| Work to do |
Repeat the span of the entries below that starts at the line with "Write a component" and ends at the line with "export default App;", nothing more. Skip the pictures.

/---

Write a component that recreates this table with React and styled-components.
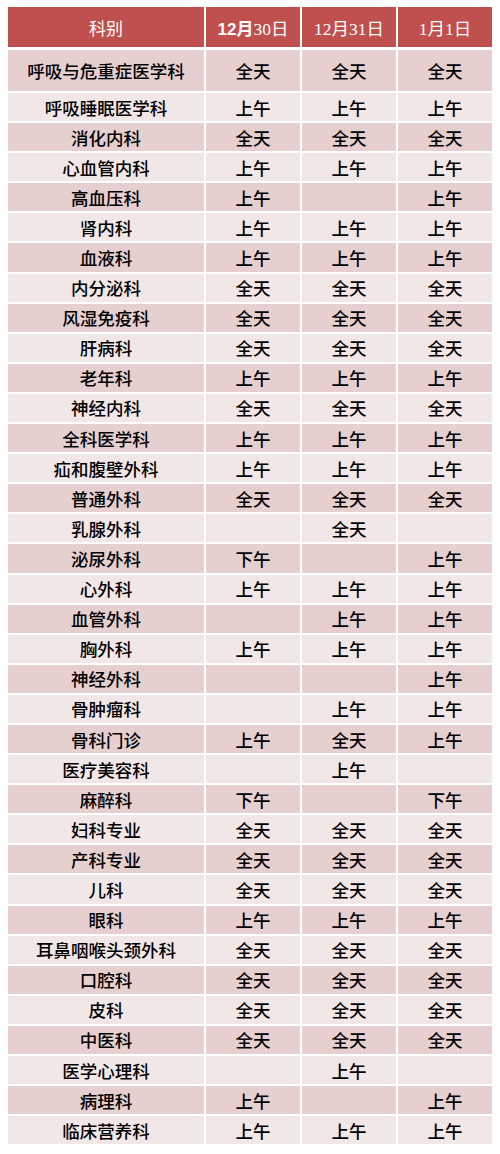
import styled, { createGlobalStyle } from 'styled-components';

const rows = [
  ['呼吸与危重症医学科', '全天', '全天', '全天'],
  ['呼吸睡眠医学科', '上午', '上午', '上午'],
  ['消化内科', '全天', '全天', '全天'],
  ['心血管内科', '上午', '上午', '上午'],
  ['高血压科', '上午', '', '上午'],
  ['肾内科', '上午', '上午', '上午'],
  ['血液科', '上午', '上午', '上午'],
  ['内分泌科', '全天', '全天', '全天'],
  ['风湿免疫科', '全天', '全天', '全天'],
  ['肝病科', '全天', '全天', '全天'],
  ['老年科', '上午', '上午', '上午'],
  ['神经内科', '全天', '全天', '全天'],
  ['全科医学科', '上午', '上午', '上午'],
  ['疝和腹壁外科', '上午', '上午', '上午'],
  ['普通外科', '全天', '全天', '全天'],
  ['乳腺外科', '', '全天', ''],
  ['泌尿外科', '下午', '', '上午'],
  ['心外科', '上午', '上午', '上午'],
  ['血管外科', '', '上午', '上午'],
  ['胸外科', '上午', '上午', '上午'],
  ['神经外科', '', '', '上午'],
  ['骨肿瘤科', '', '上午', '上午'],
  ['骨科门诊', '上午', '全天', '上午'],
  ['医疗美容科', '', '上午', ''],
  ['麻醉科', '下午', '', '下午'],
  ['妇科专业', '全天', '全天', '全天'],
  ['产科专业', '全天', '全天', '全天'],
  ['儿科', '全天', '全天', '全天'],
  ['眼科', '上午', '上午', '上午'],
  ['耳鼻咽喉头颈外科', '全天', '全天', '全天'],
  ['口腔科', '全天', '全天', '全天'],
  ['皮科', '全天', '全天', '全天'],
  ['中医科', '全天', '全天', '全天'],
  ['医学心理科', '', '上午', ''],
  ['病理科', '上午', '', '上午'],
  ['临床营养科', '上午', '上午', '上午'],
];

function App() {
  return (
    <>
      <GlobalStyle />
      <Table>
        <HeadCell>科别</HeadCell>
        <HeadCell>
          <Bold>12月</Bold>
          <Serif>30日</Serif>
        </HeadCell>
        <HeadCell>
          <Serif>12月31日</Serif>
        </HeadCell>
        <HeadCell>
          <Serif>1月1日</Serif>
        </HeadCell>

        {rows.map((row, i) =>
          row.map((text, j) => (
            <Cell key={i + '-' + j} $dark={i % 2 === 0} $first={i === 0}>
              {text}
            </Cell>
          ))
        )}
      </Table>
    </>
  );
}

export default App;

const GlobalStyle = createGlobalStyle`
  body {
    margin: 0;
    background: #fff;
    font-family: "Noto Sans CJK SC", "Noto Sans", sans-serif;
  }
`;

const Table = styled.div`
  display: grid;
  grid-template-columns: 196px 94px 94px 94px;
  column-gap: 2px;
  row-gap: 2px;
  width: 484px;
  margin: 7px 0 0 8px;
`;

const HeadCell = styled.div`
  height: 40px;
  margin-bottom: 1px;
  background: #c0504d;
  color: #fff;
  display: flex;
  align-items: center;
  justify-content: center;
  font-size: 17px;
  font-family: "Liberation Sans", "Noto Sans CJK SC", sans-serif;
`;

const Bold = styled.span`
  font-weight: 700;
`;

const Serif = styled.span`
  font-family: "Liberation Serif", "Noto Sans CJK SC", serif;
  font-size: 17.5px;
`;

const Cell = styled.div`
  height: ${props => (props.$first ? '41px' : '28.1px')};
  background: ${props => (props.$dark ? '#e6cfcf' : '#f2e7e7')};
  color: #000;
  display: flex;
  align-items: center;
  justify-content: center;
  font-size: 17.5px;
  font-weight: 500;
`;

\---
/---

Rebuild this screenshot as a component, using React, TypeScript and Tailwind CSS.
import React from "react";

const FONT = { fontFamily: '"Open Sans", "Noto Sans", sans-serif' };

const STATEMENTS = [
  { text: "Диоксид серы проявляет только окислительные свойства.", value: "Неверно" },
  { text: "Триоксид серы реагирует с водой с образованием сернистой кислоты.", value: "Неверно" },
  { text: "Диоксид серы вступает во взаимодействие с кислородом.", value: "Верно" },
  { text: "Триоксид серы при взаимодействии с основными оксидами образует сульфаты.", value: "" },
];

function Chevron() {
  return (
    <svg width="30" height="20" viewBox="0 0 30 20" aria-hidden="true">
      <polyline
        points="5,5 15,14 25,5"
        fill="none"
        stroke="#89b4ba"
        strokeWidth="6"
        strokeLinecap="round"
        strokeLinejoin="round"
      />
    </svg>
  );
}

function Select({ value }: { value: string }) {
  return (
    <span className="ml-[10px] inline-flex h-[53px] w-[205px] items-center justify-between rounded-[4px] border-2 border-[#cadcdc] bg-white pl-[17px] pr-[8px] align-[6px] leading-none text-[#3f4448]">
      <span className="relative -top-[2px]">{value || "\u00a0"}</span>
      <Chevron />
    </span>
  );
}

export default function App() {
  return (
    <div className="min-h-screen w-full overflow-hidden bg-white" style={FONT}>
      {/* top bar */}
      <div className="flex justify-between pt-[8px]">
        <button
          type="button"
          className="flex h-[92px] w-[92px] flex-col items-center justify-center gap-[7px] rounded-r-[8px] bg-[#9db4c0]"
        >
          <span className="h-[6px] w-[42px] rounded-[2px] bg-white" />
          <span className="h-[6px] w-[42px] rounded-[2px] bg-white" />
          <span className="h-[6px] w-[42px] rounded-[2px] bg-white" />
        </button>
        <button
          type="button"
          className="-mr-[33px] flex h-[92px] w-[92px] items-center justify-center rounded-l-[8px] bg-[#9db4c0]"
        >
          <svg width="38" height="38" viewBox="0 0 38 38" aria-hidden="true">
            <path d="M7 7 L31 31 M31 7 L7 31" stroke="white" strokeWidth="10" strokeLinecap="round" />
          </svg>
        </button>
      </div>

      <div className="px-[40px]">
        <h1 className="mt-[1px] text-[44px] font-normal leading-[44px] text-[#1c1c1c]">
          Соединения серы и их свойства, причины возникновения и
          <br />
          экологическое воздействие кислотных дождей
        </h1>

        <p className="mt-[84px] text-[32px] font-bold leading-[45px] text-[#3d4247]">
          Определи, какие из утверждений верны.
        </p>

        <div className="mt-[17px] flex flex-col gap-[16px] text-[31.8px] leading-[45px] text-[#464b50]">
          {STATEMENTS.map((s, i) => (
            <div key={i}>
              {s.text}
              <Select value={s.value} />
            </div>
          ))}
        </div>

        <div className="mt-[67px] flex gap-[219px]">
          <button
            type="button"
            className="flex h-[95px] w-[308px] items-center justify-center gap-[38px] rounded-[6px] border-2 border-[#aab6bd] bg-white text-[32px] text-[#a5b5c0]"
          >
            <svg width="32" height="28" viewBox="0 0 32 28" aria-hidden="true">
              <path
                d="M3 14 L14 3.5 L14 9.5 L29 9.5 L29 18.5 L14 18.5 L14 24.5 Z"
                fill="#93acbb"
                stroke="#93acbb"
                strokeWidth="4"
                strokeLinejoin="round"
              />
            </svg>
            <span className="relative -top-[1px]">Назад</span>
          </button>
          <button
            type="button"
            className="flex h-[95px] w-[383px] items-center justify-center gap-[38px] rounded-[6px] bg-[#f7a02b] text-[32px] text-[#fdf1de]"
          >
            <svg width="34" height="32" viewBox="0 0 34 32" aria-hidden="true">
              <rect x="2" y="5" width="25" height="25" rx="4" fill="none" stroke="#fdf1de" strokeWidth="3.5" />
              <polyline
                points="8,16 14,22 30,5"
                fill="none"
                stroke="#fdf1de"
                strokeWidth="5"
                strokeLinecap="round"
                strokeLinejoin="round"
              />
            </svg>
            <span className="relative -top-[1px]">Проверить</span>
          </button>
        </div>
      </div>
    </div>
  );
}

\---
/---

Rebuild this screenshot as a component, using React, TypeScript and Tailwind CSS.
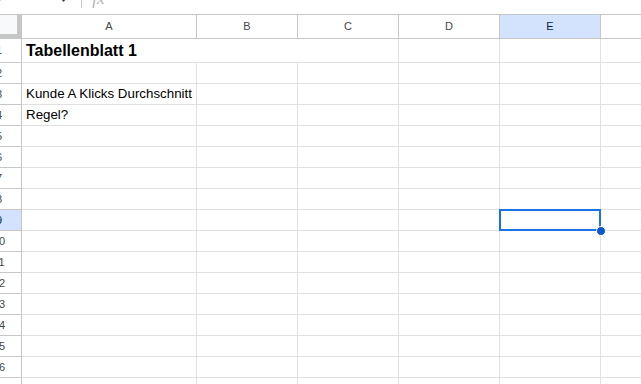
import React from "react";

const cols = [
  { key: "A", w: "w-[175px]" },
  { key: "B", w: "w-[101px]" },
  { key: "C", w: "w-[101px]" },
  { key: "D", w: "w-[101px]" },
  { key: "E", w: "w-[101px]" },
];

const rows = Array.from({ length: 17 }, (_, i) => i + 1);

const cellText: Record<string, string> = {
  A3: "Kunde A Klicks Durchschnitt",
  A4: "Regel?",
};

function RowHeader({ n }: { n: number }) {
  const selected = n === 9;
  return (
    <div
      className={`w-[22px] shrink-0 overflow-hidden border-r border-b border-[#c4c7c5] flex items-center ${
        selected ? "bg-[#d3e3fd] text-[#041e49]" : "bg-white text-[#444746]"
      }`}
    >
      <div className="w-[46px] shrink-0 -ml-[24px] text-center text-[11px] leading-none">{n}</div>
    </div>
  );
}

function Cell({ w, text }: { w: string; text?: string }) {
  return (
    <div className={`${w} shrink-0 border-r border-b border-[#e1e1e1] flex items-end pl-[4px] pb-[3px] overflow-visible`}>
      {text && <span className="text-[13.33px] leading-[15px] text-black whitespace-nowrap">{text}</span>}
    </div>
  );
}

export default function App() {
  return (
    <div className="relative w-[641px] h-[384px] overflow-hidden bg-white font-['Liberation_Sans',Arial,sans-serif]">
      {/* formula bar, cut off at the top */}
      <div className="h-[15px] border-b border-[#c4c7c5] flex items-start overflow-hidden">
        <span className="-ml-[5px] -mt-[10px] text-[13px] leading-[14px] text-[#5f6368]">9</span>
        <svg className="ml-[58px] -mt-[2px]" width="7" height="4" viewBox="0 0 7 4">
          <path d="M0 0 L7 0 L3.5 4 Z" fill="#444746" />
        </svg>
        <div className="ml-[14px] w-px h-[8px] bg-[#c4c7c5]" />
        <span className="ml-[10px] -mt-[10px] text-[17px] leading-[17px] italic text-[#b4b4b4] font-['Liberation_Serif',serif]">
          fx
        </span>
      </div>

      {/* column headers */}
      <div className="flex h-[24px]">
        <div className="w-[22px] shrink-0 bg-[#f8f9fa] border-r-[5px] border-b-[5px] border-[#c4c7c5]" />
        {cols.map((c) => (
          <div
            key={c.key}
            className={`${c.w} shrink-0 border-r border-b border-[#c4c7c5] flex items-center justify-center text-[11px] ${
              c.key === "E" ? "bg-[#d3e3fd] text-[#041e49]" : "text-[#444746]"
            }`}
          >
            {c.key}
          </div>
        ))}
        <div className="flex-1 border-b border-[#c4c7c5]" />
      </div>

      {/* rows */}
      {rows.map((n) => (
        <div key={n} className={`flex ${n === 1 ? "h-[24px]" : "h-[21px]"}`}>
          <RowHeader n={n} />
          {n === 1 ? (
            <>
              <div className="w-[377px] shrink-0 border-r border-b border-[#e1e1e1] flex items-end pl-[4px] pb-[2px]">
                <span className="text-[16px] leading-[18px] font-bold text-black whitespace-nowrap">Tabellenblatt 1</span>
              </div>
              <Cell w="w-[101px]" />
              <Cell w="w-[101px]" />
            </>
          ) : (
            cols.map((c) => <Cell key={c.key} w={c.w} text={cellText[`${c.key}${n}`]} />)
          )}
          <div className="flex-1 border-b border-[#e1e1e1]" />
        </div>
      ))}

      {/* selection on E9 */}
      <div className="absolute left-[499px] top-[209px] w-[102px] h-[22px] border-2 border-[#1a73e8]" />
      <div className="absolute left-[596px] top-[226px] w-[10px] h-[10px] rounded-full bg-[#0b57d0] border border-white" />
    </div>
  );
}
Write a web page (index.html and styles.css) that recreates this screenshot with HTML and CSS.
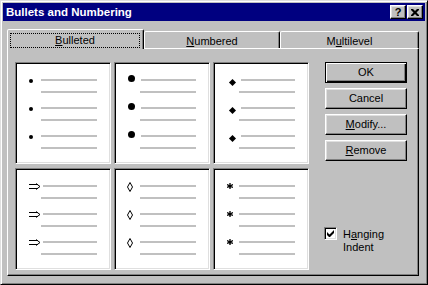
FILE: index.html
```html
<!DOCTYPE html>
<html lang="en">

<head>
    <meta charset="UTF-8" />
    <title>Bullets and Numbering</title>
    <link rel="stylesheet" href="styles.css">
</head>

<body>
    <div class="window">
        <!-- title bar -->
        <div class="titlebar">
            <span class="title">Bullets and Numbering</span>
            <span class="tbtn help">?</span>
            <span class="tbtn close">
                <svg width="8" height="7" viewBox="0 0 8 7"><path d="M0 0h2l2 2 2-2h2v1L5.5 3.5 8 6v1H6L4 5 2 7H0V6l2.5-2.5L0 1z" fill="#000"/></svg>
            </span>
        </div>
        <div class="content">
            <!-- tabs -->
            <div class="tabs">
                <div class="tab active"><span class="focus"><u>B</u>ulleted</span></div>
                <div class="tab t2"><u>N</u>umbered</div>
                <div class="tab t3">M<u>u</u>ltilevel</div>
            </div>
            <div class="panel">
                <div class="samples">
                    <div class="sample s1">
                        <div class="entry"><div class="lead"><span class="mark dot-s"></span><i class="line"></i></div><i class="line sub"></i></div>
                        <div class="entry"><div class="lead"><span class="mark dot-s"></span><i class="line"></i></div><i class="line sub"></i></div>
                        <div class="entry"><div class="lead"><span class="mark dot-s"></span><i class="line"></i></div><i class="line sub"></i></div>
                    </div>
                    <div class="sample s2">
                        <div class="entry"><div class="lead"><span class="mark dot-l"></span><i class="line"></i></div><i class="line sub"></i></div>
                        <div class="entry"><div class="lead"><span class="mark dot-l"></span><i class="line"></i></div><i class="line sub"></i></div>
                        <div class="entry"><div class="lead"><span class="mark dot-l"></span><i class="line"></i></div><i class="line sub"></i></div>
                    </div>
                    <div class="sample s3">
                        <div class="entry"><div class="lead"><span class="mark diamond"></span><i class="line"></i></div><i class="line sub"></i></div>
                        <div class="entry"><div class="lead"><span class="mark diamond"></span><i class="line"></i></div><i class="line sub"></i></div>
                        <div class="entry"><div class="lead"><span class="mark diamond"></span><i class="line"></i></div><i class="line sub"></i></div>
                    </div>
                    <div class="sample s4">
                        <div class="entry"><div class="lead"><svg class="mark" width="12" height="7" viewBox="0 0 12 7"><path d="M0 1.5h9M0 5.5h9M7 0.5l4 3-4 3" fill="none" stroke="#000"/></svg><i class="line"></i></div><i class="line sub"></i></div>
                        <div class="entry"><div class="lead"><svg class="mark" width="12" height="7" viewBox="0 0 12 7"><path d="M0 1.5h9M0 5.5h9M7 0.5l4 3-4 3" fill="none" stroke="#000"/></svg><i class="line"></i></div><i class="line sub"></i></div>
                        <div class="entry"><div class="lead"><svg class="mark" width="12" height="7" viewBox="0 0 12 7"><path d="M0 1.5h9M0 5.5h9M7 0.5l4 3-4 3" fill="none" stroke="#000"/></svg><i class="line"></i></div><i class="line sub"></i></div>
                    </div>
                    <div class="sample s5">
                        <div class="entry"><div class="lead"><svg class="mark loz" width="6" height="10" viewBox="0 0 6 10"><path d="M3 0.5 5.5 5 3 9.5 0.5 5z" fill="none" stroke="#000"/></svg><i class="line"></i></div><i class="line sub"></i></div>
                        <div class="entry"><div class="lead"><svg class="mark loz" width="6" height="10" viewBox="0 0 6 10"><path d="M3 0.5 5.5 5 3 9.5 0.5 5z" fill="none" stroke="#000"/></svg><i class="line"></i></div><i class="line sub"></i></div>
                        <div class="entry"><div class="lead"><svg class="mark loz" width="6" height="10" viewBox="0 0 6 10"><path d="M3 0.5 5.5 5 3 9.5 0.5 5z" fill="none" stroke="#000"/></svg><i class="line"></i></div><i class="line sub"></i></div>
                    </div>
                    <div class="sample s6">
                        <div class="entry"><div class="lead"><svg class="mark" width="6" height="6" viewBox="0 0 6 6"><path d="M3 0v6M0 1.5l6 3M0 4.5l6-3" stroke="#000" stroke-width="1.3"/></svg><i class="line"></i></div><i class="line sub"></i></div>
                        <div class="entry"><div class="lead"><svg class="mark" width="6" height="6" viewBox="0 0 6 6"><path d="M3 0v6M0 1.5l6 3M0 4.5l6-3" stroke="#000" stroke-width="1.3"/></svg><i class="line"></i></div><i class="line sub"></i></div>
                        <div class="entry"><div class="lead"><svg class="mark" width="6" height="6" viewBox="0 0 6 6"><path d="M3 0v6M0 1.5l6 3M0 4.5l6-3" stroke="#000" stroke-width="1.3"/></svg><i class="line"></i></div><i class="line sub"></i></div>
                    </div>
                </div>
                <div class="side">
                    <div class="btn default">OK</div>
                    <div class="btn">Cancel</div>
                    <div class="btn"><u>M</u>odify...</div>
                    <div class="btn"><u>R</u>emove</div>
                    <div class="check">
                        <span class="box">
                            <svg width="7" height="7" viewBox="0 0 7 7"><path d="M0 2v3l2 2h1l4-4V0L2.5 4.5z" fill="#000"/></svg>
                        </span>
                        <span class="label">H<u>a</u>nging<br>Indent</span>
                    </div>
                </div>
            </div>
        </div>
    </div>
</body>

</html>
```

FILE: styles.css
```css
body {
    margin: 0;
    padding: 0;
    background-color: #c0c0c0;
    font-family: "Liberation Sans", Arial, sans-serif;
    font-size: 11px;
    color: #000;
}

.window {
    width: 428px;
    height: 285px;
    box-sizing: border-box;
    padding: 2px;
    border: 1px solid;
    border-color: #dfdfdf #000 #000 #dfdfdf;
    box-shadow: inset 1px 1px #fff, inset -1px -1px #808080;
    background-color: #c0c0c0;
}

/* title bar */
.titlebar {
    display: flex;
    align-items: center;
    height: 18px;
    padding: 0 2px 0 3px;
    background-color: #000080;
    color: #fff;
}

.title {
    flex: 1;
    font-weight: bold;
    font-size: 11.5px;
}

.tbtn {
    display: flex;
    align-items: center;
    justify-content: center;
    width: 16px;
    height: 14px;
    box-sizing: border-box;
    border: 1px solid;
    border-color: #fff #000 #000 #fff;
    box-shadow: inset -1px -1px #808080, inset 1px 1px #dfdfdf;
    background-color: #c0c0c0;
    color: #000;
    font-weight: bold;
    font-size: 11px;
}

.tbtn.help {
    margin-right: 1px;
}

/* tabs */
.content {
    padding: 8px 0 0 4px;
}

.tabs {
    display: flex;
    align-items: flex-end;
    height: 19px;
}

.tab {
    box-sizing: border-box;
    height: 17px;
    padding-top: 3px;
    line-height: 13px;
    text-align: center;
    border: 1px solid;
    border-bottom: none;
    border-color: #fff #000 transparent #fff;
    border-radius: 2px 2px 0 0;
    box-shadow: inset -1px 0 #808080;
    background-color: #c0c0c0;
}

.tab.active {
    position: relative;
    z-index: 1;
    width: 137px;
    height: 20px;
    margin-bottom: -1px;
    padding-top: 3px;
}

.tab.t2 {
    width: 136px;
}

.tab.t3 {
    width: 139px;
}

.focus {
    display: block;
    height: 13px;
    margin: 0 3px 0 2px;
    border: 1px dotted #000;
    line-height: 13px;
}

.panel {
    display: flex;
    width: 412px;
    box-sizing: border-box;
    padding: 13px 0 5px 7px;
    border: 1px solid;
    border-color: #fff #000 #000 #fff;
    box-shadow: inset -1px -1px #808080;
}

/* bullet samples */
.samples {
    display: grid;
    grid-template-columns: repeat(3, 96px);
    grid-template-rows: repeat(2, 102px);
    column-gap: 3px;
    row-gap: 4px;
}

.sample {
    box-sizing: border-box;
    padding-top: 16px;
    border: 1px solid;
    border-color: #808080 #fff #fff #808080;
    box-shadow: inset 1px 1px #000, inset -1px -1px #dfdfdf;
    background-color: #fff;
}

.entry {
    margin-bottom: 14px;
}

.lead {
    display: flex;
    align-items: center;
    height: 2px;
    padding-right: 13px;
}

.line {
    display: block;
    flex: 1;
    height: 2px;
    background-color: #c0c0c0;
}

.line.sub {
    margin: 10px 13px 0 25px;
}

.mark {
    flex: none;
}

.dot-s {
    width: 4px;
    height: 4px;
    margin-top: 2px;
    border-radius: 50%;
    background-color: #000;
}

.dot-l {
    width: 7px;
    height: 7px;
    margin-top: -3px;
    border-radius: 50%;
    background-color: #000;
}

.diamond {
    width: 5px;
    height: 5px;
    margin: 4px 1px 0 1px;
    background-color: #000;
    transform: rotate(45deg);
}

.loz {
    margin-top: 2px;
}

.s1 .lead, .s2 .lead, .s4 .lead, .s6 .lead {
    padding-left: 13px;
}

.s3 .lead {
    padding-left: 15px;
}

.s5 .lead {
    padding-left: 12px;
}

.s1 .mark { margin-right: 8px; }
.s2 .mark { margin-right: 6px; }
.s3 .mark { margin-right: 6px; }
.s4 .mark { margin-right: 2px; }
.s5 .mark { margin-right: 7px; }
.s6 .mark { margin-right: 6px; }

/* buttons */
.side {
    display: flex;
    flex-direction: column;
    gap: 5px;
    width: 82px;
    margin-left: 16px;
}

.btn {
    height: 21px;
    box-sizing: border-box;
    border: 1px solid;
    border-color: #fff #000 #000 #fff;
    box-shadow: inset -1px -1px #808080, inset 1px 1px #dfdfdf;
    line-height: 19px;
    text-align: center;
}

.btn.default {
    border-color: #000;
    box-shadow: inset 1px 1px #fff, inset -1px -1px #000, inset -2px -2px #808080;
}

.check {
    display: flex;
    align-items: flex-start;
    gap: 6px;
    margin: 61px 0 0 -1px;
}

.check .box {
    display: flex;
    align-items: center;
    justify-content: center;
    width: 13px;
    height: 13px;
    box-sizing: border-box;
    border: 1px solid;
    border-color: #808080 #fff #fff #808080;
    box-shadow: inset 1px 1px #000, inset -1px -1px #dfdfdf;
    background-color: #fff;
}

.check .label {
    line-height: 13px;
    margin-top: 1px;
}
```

\---

| Worked answer |
Write a component that recreates this table with React and styled-components.
import styled, { createGlobalStyle } from 'styled-components';

const rows = [
  ['呼吸与危重症医学科', '全天', '全天', '全天'],
  ['呼吸睡眠医学科', '上午', '上午', '上午'],
  ['消化内科', '全天', '全天', '全天'],
  ['心血管内科', '上午', '上午', '上午'],
  ['高血压科', '上午', '', '上午'],
  ['肾内科', '上午', '上午', '上午'],
  ['血液科', '上午', '上午', '上午'],
  ['内分泌科', '全天', '全天', '全天'],
  ['风湿免疫科', '全天', '全天', '全天'],
  ['肝病科', '全天', '全天', '全天'],
  ['老年科', '上午', '上午', '上午'],
  ['神经内科', '全天', '全天', '全天'],
  ['全科医学科', '上午', '上午', '上午'],
  ['疝和腹壁外科', '上午', '上午', '上午'],
  ['普通外科', '全天', '全天', '全天'],
  ['乳腺外科', '', '全天', ''],
  ['泌尿外科', '下午', '', '上午'],
  ['心外科', '上午', '上午', '上午'],
  ['血管外科', '', '上午', '上午'],
  ['胸外科', '上午', '上午', '上午'],
  ['神经外科', '', '', '上午'],
  ['骨肿瘤科', '', '上午', '上午'],
  ['骨科门诊', '上午', '全天', '上午'],
  ['医疗美容科', '', '上午', ''],
  ['麻醉科', '下午', '', '下午'],
  ['妇科专业', '全天', '全天', '全天'],
  ['产科专业', '全天', '全天', '全天'],
  ['儿科', '全天', '全天', '全天'],
  ['眼科', '上午', '上午', '上午'],
  ['耳鼻咽喉头颈外科', '全天', '全天', '全天'],
  ['口腔科', '全天', '全天', '全天'],
  ['皮科', '全天', '全天', '全天'],
  ['中医科', '全天', '全天', '全天'],
  ['医学心理科', '', '上午', ''],
  ['病理科', '上午', '', '上午'],
  ['临床营养科', '上午', '上午', '上午'],
];

function App() {
  return (
    <>
      <GlobalStyle />
      <Table>
        <HeadCell>科别</HeadCell>
        <HeadCell>
          <Bold>12月</Bold>
          <Serif>30日</Serif>
        </HeadCell>
        <HeadCell>
          <Serif>12月31日</Serif>
        </HeadCell>
        <HeadCell>
          <Serif>1月1日</Serif>
        </HeadCell>

        {rows.map((row, i) =>
          row.map((text, j) => (
            <Cell key={i + '-' + j} $dark={i % 2 === 0} $first={i === 0}>
              {text}
            </Cell>
          ))
        )}
      </Table>
    </>
  );
}

export default App;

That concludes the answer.